If you have the ESP-13 that I have (https://d3s5r33r268y59.cloudfront.net/69193/products/thumbs/2015-11-06T02:09:32.056Z-TB1jEKcJpXXXXa_XXXXXXXXXXXX_!!0-item_pic.jpg.2560x2560_q85.jpg) then there are some things you need to know.
Mount it to an Arduino, and power it up.
If you aren’t sure if it’s configured, hold down the KEY button for at least 5 seconds, the unit will be fully reset.
Then, use a computer or phone to connect to its WIFI server, in the following manner:
- Both switches OFF for programming
- Power on Arduino
- Using computer or phone Wifi, connect to DOITWiFi_Config
- Fill out operational parameters (RST for 5s will reset)
- Connect to 192.168.4.1 with a web browser.
You can then configure the unit to function either as a server (where clients connect to it) or as a client (where it connects to a target.) My students are going to be using it as a client, so here’s the outline of how to do that:
Leave Access Point (AP) config as-is - only needed for SERVER mode.
Set Station as follows:
a. Use AP List to find the Access Point you want to use
b. Set the AP password to the AP WEP password
c. DHCP Enable is YES
d. STA IP, Netmask and Gateway are not editable - they're received via DHCP
Set NetWork Setting as follows:
Socket Type: Client
Transport Type: TCP
Remote IP: <IP address of the host you want to communicate with>
Local Port: <port of the host you want to contact>
You communicate with the WiFi board using the Serial device, as if you were using the console. You can, in fact, monitor the traffic via the USB serial console.
When you are ready to use the access point, flip the switches ON. This enables the TX and RX lines.
You now talk to the remote application like you’d talk to someone on a keyboard via the USB serial console. Your normal sends and receives will work as you would expect. Set your speed with Serial.begin(9600) which is the default for the ESP-13. Of course, you can change that, but Arduinos are going to be transmitting small amounts of data, so generally the baud rate isn’t that critical.

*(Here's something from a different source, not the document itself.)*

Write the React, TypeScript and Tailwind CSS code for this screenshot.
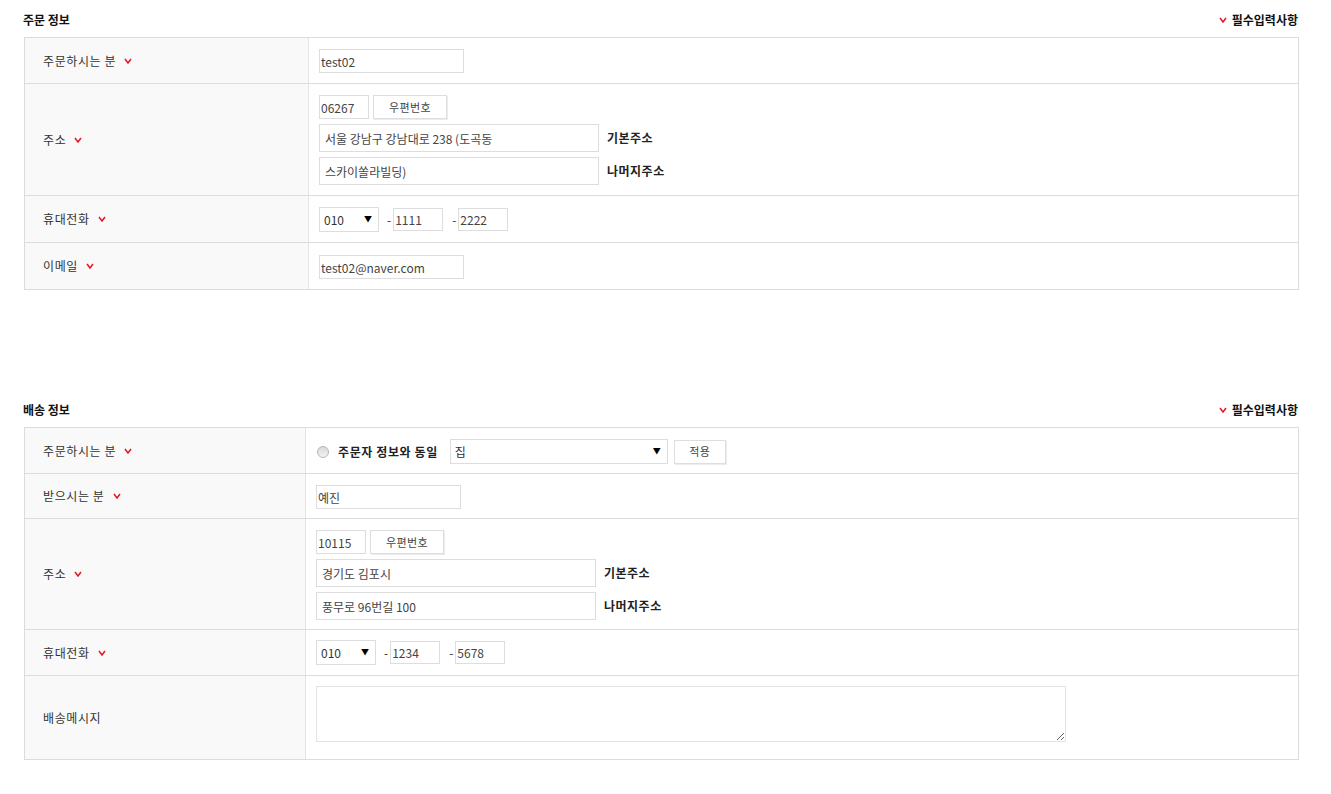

NOTE: the switches link the WIFI module to the RX (pin 1) and TX (pin 0) lines, the same ones that are normally connected to the board’s USB interface. BOTH switches UP means the WiFi board is able to talk to the Arduino. Both switches DOWN means that the board cannot talk to the Arduino. Enabling only ONE switch would permit either TX or RX, if you only needed that.
NOTE: YOU MUST TURN THE SWITCHES OFF IF YOU ARE PROGRAMMING OTHERWISE THE IDE WILL FAIL TO PROGRAM THE ARDUINO.